Tips/Suggestions: This course covers a wide variety of literary styles, and it is essential to keep careful notes as you study. Review your notes from previous units before starting a new unit so that comparisons between the various styles and schools of modernist poetry will be more apparent and you will be able to think through them with the necessary materials at hand. These notes will also be useful as a review as you prepare for your Final Exam.

Learning Outcomes  showclose

Upon successful completion of this course, the student will be able to:

  • Define the terms “modern,” “modernism,” and “modernity,” and describe how they relate to one another.
  • Identify and analyze the most important similarities and differences between literary modernism and the cultural traditions of the nineteenth century.
  • Analyze the socio-political context of the modernist movements in America and Europe in the first half of the twentieth century.
  • Identify the most important British and American modernist movements and poets.
  • Analyze a wide variety of modernist poems; compare and contrast them in terms of form, content, and rhetorical aim.
  • Analyze the relationship between poetry, the two World Wars, and the Holocaust.
  • Identify and analyze political and activist aspects of modernist poetry.
  • Analyze how post-1945 American poetry differed from modernism in the first half of the twentieth century.

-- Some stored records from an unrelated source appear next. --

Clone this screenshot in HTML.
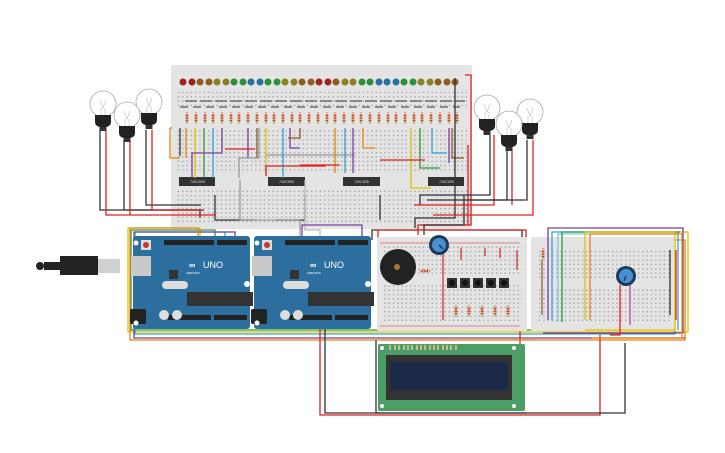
<!DOCTYPE html>
<html><head><meta charset="utf-8"><style>
html,body{margin:0;padding:0;background:#fff;width:725px;height:453px;overflow:hidden}
svg{display:block}
text{font-family:"Liberation Sans",sans-serif}
</style></head><body>
<svg width="725" height="453" viewBox="0 0 725 453" xmlns="http://www.w3.org/2000/svg">
<defs>
<pattern id="holes" width="4.3" height="4.3" patternUnits="userSpaceOnUse"><rect x="1.5" y="1.5" width="1.4" height="1.4" fill="#a5a5a5"/></pattern>
<g id="res"><rect x="-1.3" y="-6" width="2.6" height="12" rx="1" fill="#d8b58a"/><rect x="-1.3" y="-3" width="2.6" height="1.2" fill="#d22"/><rect x="-1.3" y="-0.5" width="2.6" height="1.2" fill="#d22"/><rect x="-1.3" y="2" width="2.6" height="1.2" fill="#8a5a20"/></g>
<g id="bulb"><circle cx="0" cy="-9" r="13" fill="#fff" stroke="#aaa" stroke-width="0.8"/><path d="M-3-13 L0-5 L3-13 M-2-5 L-2 3 M2-5 L2 3" stroke="#bbb" stroke-width="0.6" fill="none"/><path d="M-8 2 H8 V9 Q8 13 3 14 H-3 Q-8 13 -8 9Z" fill="#222"/><rect x="-3.5" y="14" width="7" height="4" fill="#333"/></g>
<g id="ard"><rect x="0" y="0" width="117" height="93" rx="3" fill="#2c6f9f"/><rect x="-2" y="20" width="20" height="20" fill="#c9c9c9"/><rect x="-3" y="73" width="16" height="15" rx="2" fill="#222"/><rect x="8" y="4" width="10" height="10" fill="#ddd"/><circle cx="13" cy="9" r="3" fill="#c33"/><rect x="31" y="4" width="50" height="5" fill="#222"/><rect x="84" y="4" width="30" height="5" fill="#222"/><rect x="35" y="79" width="43" height="5" fill="#222"/><rect x="81" y="79" width="33" height="5" fill="#222"/><rect x="54" y="56" width="66" height="14" fill="#333"/><rect x="36" y="34" width="9" height="9" fill="#333"/><rect x="29" y="45" width="26" height="8" rx="4" fill="#ddd"/><circle cx="31" cy="79" r="5" fill="#ddd"/><circle cx="44" cy="79" r="5" fill="#ddd"/><text x="70" y="32" font-size="9" fill="#fff">UNO</text><text x="56" y="32" font-size="9" fill="#fff" font-weight="bold">∞</text><text x="53" y="38" font-size="3" fill="#fff">ARDUINO</text><circle cx="3" cy="7" r="2.5" fill="#fff"/><circle cx="114" cy="48" r="3" fill="#fff"/><circle cx="3" cy="87" r="2.5" fill="#fff"/></g>
</defs>
<rect x="171" y="65" width="301" height="164" rx="2" fill="#e4e4e4"/>
<rect x="176" y="91" width="291" height="16" fill="url(#holes)"/>
<rect x="176" y="128" width="291" height="44" fill="url(#holes)"/>
<rect x="176" y="188" width="291" height="35" fill="url(#holes)"/>
<g stroke="#333" stroke-width="1"><path d="M185 101h12M200 101h12M215 101h12M230 101h12M245 101h12M260 101h12M275 101h12M290 101h12M305 101h12M320 101h12M335 101h12M350 101h12M365 101h12M380 101h12M395 101h12M410 101h12M425 101h12M440 101h12M455 101h10"/><path d="M180 107h280" stroke-dasharray="8 5"/></g>
<g>
<circle cx="183" cy="82" r="3.5" fill="#9e2222"/><circle cx="192" cy="82" r="3.5" fill="#9e2222"/><circle cx="200" cy="82" r="3.5" fill="#8c5e22"/><circle cx="209" cy="82" r="3.5" fill="#8c5e22"/><circle cx="217" cy="82" r="3.5" fill="#8d8022"/><circle cx="226" cy="82" r="3.5" fill="#8d8022"/><circle cx="234" cy="82" r="3.5" fill="#2e8f3a"/><circle cx="243" cy="82" r="3.5" fill="#2e8f3a"/><circle cx="251" cy="82" r="3.5" fill="#2a70a0"/><circle cx="260" cy="82" r="3.5" fill="#2a70a0"/><circle cx="268" cy="82" r="3.5" fill="#2e8f3a"/><circle cx="277" cy="82" r="3.5" fill="#2e8f3a"/><circle cx="285" cy="82" r="3.5" fill="#8d8022"/><circle cx="294" cy="82" r="3.5" fill="#8d8022"/><circle cx="302" cy="82" r="3.5" fill="#8c5e22"/><circle cx="311" cy="82" r="3.5" fill="#8c5e22"/><circle cx="319" cy="82" r="3.5" fill="#9e2222"/><circle cx="328" cy="82" r="3.5" fill="#9e2222"/><circle cx="336" cy="82" r="3.5" fill="#8c5e22"/><circle cx="345" cy="82" r="3.5" fill="#8d8022"/><circle cx="353" cy="82" r="3.5" fill="#8d8022"/><circle cx="362" cy="82" r="3.5" fill="#2e8f3a"/><circle cx="370" cy="82" r="3.5" fill="#2e8f3a"/><circle cx="379" cy="82" r="3.5" fill="#2a70a0"/><circle cx="387" cy="82" r="3.5" fill="#2a70a0"/><circle cx="396" cy="82" r="3.5" fill="#2a70a0"/><circle cx="404" cy="82" r="3.5" fill="#2e8f3a"/><circle cx="413" cy="82" r="3.5" fill="#2e8f3a"/><circle cx="421" cy="82" r="3.5" fill="#8d8022"/><circle cx="430" cy="82" r="3.5" fill="#8d8022"/><circle cx="438" cy="82" r="3.5" fill="#8c5e22"/><circle cx="447" cy="82" r="3.5" fill="#8c5e22"/><circle cx="455" cy="82" r="3.5" fill="#8c5e22"/>
</g>
<g>
<use href="#res" x="187" y="118"/><use href="#res" x="196" y="118"/><use href="#res" x="205" y="118"/><use href="#res" x="213" y="118"/><use href="#res" x="222" y="118"/><use href="#res" x="231" y="118"/><use href="#res" x="239" y="118"/><use href="#res" x="248" y="118"/><use href="#res" x="257" y="118"/><use href="#res" x="266" y="118"/><use href="#res" x="274" y="118"/><use href="#res" x="283" y="118"/><use href="#res" x="292" y="118"/><use href="#res" x="300" y="118"/><use href="#res" x="309" y="118"/><use href="#res" x="318" y="118"/><use href="#res" x="327" y="118"/><use href="#res" x="335" y="118"/><use href="#res" x="344" y="118"/><use href="#res" x="353" y="118"/><use href="#res" x="361" y="118"/><use href="#res" x="370" y="118"/><use href="#res" x="379" y="118"/><use href="#res" x="388" y="118"/><use href="#res" x="396" y="118"/><use href="#res" x="405" y="118"/><use href="#res" x="414" y="118"/><use href="#res" x="422" y="118"/><use href="#res" x="431" y="118"/><use href="#res" x="440" y="118"/><use href="#res" x="449" y="118"/><use href="#res" x="457" y="118"/>
</g>
<g fill="#333"><rect x="179" y="177" width="36" height="9"/><rect x="268" y="177" width="37" height="9"/><rect x="343" y="177" width="37" height="9"/><rect x="428" y="177" width="36" height="9"/></g>
<g font-size="3.5" fill="#ddd"><text x="190" y="183">74HC595</text><text x="279" y="183">74HC595</text><text x="354" y="183">74HC595</text><text x="439" y="183">74HC595</text></g>
<g fill="none" stroke-width="1.3">
<path d="M172 128h-2v30h10" stroke="#e8860f"/><path d="M186 128v30" stroke="#e8860f"/>
<path d="M195 128v50" stroke="#e3c000"/><path d="M204 128v50" stroke="#2a9e3a"/><path d="M213 128v50" stroke="#33a0d8"/><path d="M222 128v25h-30v25" stroke="#7b3fa0"/><path d="M248 128v30" stroke="#7b3fa0"/><path d="M257 128v30" stroke="#8b5a2b"/>
<path d="M259 128v30h-20v20" stroke="#9a9a9a"/><path d="M265 155h90" stroke="#9a9a9a"/>
<path d="M266 128v45" stroke="#e3c000"/><path d="M283 128v50" stroke="#33a0d8"/><path d="M290 128v20h10" stroke="#7b3fa0"/><path d="M300 128v10h-12" stroke="#8b5a2b"/><path d="M335 128v45" stroke="#e8860f"/><path d="M345 128v45" stroke="#33a0d8"/><path d="M353 128v45" stroke="#7b3fa0"/><path d="M363 128v20h12" stroke="#e8860f"/>
<path d="M411 128v60h20" stroke="#e3c000"/><path d="M420 128v40h20" stroke="#2a9e3a"/><path d="M432 128v25h15" stroke="#33a0d8"/><path d="M449 128v35" stroke="#7b3fa0"/><path d="M452 128v30h12" stroke="#8b5a2b"/>
<path d="M225 149h30" stroke="#d22"/><path d="M300 165h40" stroke="#d22"/><path d="M380 160h45" stroke="#d22"/><path d="M266 176v-10h60" stroke="#d22"/>
<path d="M180 128v28" stroke="#333"/><path d="M215 195v25h40" stroke="#333"/><path d="M305 195v25h-30" stroke="#333"/><path d="M380 195v25" stroke="#333"/>
<path d="M465 75h6v150h-50" stroke="#d22"/><path d="M455 78v140h-40v10" stroke="#333"/><path d="M468 145v80h-50v10" stroke="#d22"/><path d="M464 195v30h-40v10" stroke="#333"/>
<path d="M240 180v40h60v20" stroke="#9a9a9a"/><path d="M305 180v50h15v10" stroke="#bbb"/>
<path d="M100 130v80h100v8" stroke="#333"/><path d="M106 130v85h110" stroke="#d22"/><path d="M124 140v70h80" stroke="#333"/><path d="M130 140v75" stroke="#d22"/><path d="M146 130v75h55" stroke="#333"/><path d="M152 130v80h50" stroke="#d22"/>
<path d="M490 135v60h-70v10" stroke="#333"/><path d="M494 135v70h-80" stroke="#d22"/><path d="M507 150v50h-80" stroke="#333"/><path d="M512 150v55" stroke="#d22"/><path d="M527 140v60h-60" stroke="#333"/><path d="M533 140v75h-100" stroke="#d22"/>
</g>
<use href="#bulb" x="103" y="113"/><use href="#bulb" x="149" y="111"/><use href="#bulb" x="127" y="124"/>
<use href="#bulb" x="487" y="117"/><use href="#bulb" x="530" y="121"/><use href="#bulb" x="509" y="133"/>
<rect x="98" y="259" width="22" height="14" fill="#d0d0d0"/>
<path d="M60 256h38v19h-38z" fill="#222"/><rect x="44" y="262" width="18" height="8" fill="#222"/><circle cx="40" cy="266" r="4" fill="#222"/>
<g fill="none" stroke-width="1.3">
<path d="M200 236v-8h-72v104h560v-100h-100" stroke="#e3c000"/><path d="M215 236v-6h-84v100h540v-90h-80" stroke="#2a9e3a"/><path d="M225 236v-4h-90v102h540v-94h-100" stroke="#33a0d8"/><path d="M235 236v-4h-101v106h552" stroke="#7b3fa0"/><path d="M198 236v-8h-68v112h555v-100h-100" stroke="#e8860f"/>
<path d="M302 240v-15h60v95h-60" stroke="#7b3fa0"/><path d="M320 325v90h280v-80" stroke="#d22"/><path d="M325 325v88h300v-70" stroke="#333"/>
<path d="M372 240v-10h150v75" stroke="#333"/><path d="M378 238v-8h148v90" stroke="#d22"/><path d="M370 245v80" stroke="#333"/>
<path d="M380 345v65h140v-80" stroke="#d22"/><path d="M376 340v73h150" stroke="#333"/><path d="M380 340h155" stroke="#e8860f"/>
</g>
<use href="#ard" x="133" y="236"/><use href="#ard" x="254" y="236"/>
<rect x="377" y="237" width="150" height="94" rx="2" fill="#e4e4e4"/>
<rect x="382" y="246" width="140" height="30" fill="url(#holes)"/><rect x="382" y="285" width="140" height="37" fill="url(#holes)"/>
<path d="M380 243h140M380 326h140" stroke="#d22" stroke-width="0.6"/>
<circle cx="398" cy="267" r="18" fill="#222"/><circle cx="397" cy="267" r="3" fill="#a07a30"/>
<use href="#res" x="425" y="271" transform="rotate(90 425 271)"/>
<circle cx="439" cy="245" r="10" fill="#1b3b5a"/><circle cx="439" cy="245" r="7" fill="#4a8fd0"/><path d="M439 245l4 4" stroke="#1b3b5a" stroke-width="1.5"/>
<g fill="#333"><rect x="447" y="278" width="10" height="10"/><rect x="460" y="278" width="10" height="10"/><rect x="473" y="278" width="10" height="10"/><rect x="486" y="278" width="10" height="10"/><rect x="499" y="278" width="10" height="10"/></g>
<g fill="#111"><circle cx="452" cy="283" r="3"/><circle cx="465" cy="283" r="3"/><circle cx="478" cy="283" r="3"/><circle cx="491" cy="283" r="3"/><circle cx="504" cy="283" r="3"/></g>
<use href="#res" x="456" y="311"/><use href="#res" x="469" y="311"/><use href="#res" x="482" y="311"/><use href="#res" x="495" y="311"/><use href="#res" x="508" y="311"/>
<g stroke="#d22" stroke-width="1.2"><path d="M443 254v66M461 248v12M485 248v8M500 248v10M517 250v20"/></g>
<rect x="531" y="237" width="145" height="94" rx="2" fill="#e4e4e4"/>
<rect x="536" y="248" width="136" height="30" fill="url(#holes)"/><rect x="536" y="288" width="136" height="35" fill="url(#holes)"/>
<use href="#res" x="543" y="254"/>
<path d="M542 260v55" stroke="#8b5a2b" stroke-width="1.2"/>
<g fill="none" stroke-width="1.3">
<path d="M548 320v-92h135v105h-140" stroke="#7b3fa0"/><path d="M552 320v-88h126v98" stroke="#33a0d8"/><path d="M558 322v-88h120" stroke="#7ec6da"/><path d="M562 322v-90h118" stroke="#2a9e3a"/><path d="M585 320v-88h90v98h-90" stroke="#e3c000"/><path d="M590 320v-86h92v104h-90" stroke="#e8860f"/>
<path d="M670 250v65" stroke="#333"/><path d="M676 250v70" stroke="#d22"/><path d="M620 285v50h-10" stroke="#d22"/><path d="M630 285v40" stroke="#b04ab0"/>
</g>
<circle cx="626" cy="276" r="10" fill="#1b3b5a"/><circle cx="626" cy="276" r="7" fill="#4a8fd0"/><path d="M626 276l-2 5" stroke="#1b3b5a" stroke-width="1.5"/>
<rect x="378" y="344" width="147" height="67" rx="2" fill="#4a9e66"/>
<rect x="386" y="355" width="126" height="45" fill="#333"/><rect x="390" y="362" width="118" height="28" fill="#1c2a48"/>
<g fill="#fff"><circle cx="382" cy="348" r="2"/><circle cx="514" cy="348" r="2"/><circle cx="382" cy="406" r="2"/><circle cx="514" cy="406" r="2"/></g>
<g fill="#c9b98a"><rect x="389" y="345" width="2" height="5"/><rect x="394" y="345" width="2" height="5"/><rect x="398" y="345" width="2" height="5"/><rect x="403" y="345" width="2" height="5"/><rect x="407" y="345" width="2" height="5"/><rect x="411" y="345" width="2" height="5"/><rect x="416" y="345" width="2" height="5"/><rect x="420" y="345" width="2" height="5"/><rect x="424" y="345" width="2" height="5"/><rect x="429" y="345" width="2" height="5"/><rect x="433" y="345" width="2" height="5"/><rect x="437" y="345" width="2" height="5"/><rect x="442" y="345" width="2" height="5"/><rect x="446" y="345" width="2" height="5"/><rect x="450" y="345" width="2" height="5"/><rect x="455" y="345" width="2" height="5"/></g>
</svg>
</body></html>
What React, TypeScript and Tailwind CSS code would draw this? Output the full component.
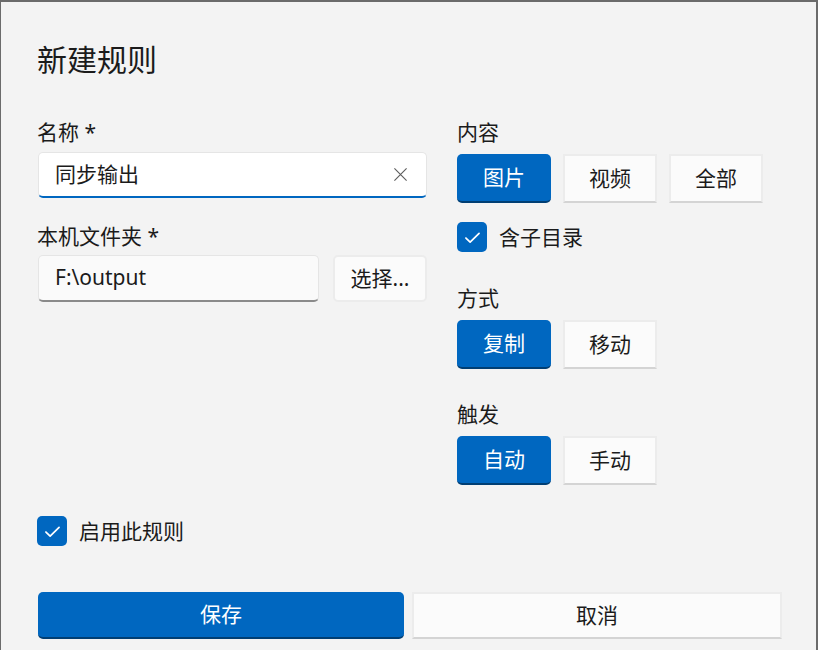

Course Requirements  showclose

In order to take this course, you must:

√    Have access to a computer.

√    Have continuous broadband Internet access.

√    Have the ability/permission to install plug-ins or software (e.g. Adobe Reader or Flash).

√    Have the ability to download and save files and documents to a computer.

√    Have the ability to open Microsoft files and documents (.doc, .ppt, .xls, etc.).

√    Have competency in the English language.

√    Have read the Saylor Student Handbook.

√    Have completed the following courses from “The Core Program” of the English discipline: ENGL101, ENGL201, ENGL202, ENGL203, ENGL204, and ENGL301.